The task - Omit every picture and write out the rest of the records exactly.

Exercise material -
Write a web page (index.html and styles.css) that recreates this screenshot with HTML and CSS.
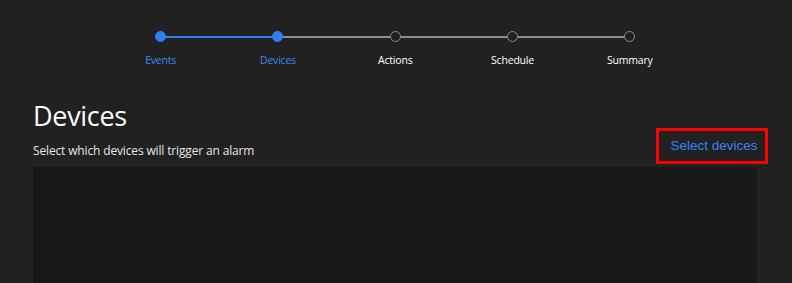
FILE: index.html
```html
<!DOCTYPE html>
<html lang="en">
<head>
    <meta charset="UTF-8">
    <meta name="viewport" content="width=device-width, initial-scale=1.0">
    <title>Devices</title>
    <link rel="stylesheet" href="styles.css">
</head>
<body>
    <!-- Wizard steps -->
    <nav class="stepper">
        <div class="step done"><span class="dot"></span><span class="step-label">Events</span></div>
        <div class="step current"><span class="dot"></span><span class="step-label">Devices</span></div>
        <div class="step"><span class="dot"></span><span class="step-label">Actions</span></div>
        <div class="step"><span class="dot"></span><span class="step-label">Schedule</span></div>
        <div class="step last"><span class="dot"></span><span class="step-label">Summary</span></div>
    </nav>

    <!-- Page header -->
    <header class="page-header">
        <div class="page-title">
            <h1>Devices</h1>
            <p>Select which devices will trigger an alarm</p>
        </div>
        <button class="select-btn">Select devices</button>
    </header>

    <!-- Device list -->
    <section class="device-panel"></section>
</body>
</html>
```

FILE: styles.css
```css
* {
    margin: 0;
    padding: 0;
    box-sizing: border-box;
}

html, body {
    height: 100%;
}

body {
    font-family: 'Open Sans', 'Noto Sans', sans-serif;
    background: #212121;
    color: #fff;
    padding: 0 35px 0 33px;
    display: flex;
    flex-direction: column;
    overflow: hidden;
}

/* Stepper */
.stepper {
    display: flex;
    padding-top: 31px;
    margin-left: 69px;
}

.step {
    position: relative;
    width: 117.3px;
    display: flex;
    flex-direction: column;
    align-items: center;
}

.step::after {
    content: '';
    position: absolute;
    top: 4.5px;
    left: 58.5px;
    width: 117.3px;
    height: 2px;
    background: #8c8c8c;
}

.step.done::after {
    background: #2f80f5;
}

.step.last::after {
    display: none;
}

.dot {
    position: relative;
    z-index: 1;
    width: 11px;
    height: 11px;
    border-radius: 50%;
    border: 1.5px solid #8c8c8c;
    background: #212121;
}

.step.done .dot,
.step.current .dot {
    border-color: #2f80f5;
    background: #2f80f5;
}

.step-label {
    margin-top: 11px;
    font-size: 10.5px;
    line-height: 14px;
    color: #fff;
    letter-spacing: -0.2px;
}

.step.done .step-label,
.step.current .step-label {
    color: #3a86f7;
}

/* Header */
.page-header {
    display: flex;
    justify-content: space-between;
    align-items: flex-end;
    margin-top: 31px;
}

.page-title h1 {
    font-size: 27px;
    font-weight: 400;
    line-height: 36px;
    letter-spacing: -0.3px;
}

.page-title p {
    margin-top: 9px;
    font-size: 12px;
    line-height: 16px;
    color: #e6e6e6;
    letter-spacing: -0.15px;
}

.select-btn {
    width: 112px;
    height: 36px;
    margin-right: -11px;
    margin-bottom: -5px;
    padding-left: 4px;
    border: 3px solid #ff0000;
    background: transparent;
    color: #3a82f7;
    font-family: 'Liberation Sans', Arial, sans-serif;
    font-size: 13.5px;
    line-height: 16px;
    text-align: center;
    cursor: pointer;
}

/* Panel */
.device-panel {
    flex: 1;
    margin-top: 8px;
    background: #181818;
}
```
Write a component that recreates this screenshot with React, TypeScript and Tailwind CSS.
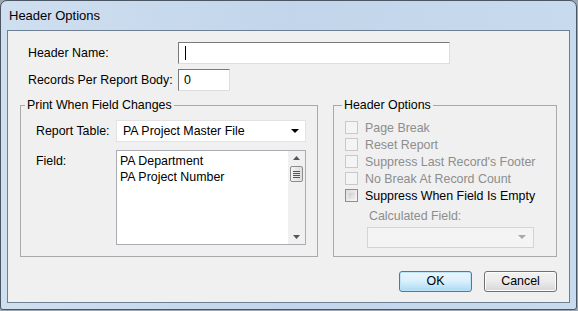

Answer in full -
Write a web page (index.html and styles.css) that recreates this screenshot with HTML and CSS.
FILE: index.html
```html
<!DOCTYPE html>
<html lang="en">
<head>
    <meta charset="UTF-8">
    <meta name="viewport" content="width=device-width, initial-scale=1.0">
    <title>Devices</title>
    <link rel="stylesheet" href="styles.css">
</head>
<body>
    <!-- Wizard steps -->
    <nav class="stepper">
        <div class="step done"><span class="dot"></span><span class="step-label">Events</span></div>
        <div class="step current"><span class="dot"></span><span class="step-label">Devices</span></div>
        <div class="step"><span class="dot"></span><span class="step-label">Actions</span></div>
        <div class="step"><span class="dot"></span><span class="step-label">Schedule</span></div>
        <div class="step last"><span class="dot"></span><span class="step-label">Summary</span></div>
    </nav>

    <!-- Page header -->
    <header class="page-header">
        <div class="page-title">
            <h1>Devices</h1>
            <p>Select which devices will trigger an alarm</p>
        </div>
        <button class="select-btn">Select devices</button>
    </header>

    <!-- Device list -->
    <section class="device-panel"></section>
</body>
</html>
```

FILE: styles.css
```css
* {
    margin: 0;
    padding: 0;
    box-sizing: border-box;
}

html, body {
    height: 100%;
}

body {
    font-family: 'Open Sans', 'Noto Sans', sans-serif;
    background: #212121;
    color: #fff;
    padding: 0 35px 0 33px;
    display: flex;
    flex-direction: column;
    overflow: hidden;
}

/* Stepper */
.stepper {
    display: flex;
    padding-top: 31px;
    margin-left: 69px;
}

.step {
    position: relative;
    width: 117.3px;
    display: flex;
    flex-direction: column;
    align-items: center;
}

.step::after {
    content: '';
    position: absolute;
    top: 4.5px;
    left: 58.5px;
    width: 117.3px;
    height: 2px;
    background: #8c8c8c;
}

.step.done::after {
    background: #2f80f5;
}

.step.last::after {
    display: none;
}

.dot {
    position: relative;
    z-index: 1;
    width: 11px;
    height: 11px;
    border-radius: 50%;
    border: 1.5px solid #8c8c8c;
    background: #212121;
}

.step.done .dot,
.step.current .dot {
    border-color: #2f80f5;
    background: #2f80f5;
}

.step-label {
    margin-top: 11px;
    font-size: 10.5px;
    line-height: 14px;
    color: #fff;
    letter-spacing: -0.2px;
}

.step.done .step-label,
.step.current .step-label {
    color: #3a86f7;
}

/* Header */
.page-header {
    display: flex;
    justify-content: space-between;
    align-items: flex-end;
    margin-top: 31px;
}

.page-title h1 {
    font-size: 27px;
    font-weight: 400;
    line-height: 36px;
    letter-spacing: -0.3px;
}

.page-title p {
    margin-top: 9px;
    font-size: 12px;
    line-height: 16px;
    color: #e6e6e6;
    letter-spacing: -0.15px;
}

.select-btn {
    width: 112px;
    height: 36px;
    margin-right: -11px;
    margin-bottom: -5px;
    padding-left: 4px;
    border: 3px solid #ff0000;
    background: transparent;
    color: #3a82f7;
    font-family: 'Liberation Sans', Arial, sans-serif;
    font-size: 13.5px;
    line-height: 16px;
    text-align: center;
    cursor: pointer;
}

/* Panel */
.device-panel {
    flex: 1;
    margin-top: 8px;
    background: #181818;
}
```
Write a component that recreates this screenshot with React, TypeScript and Tailwind CSS.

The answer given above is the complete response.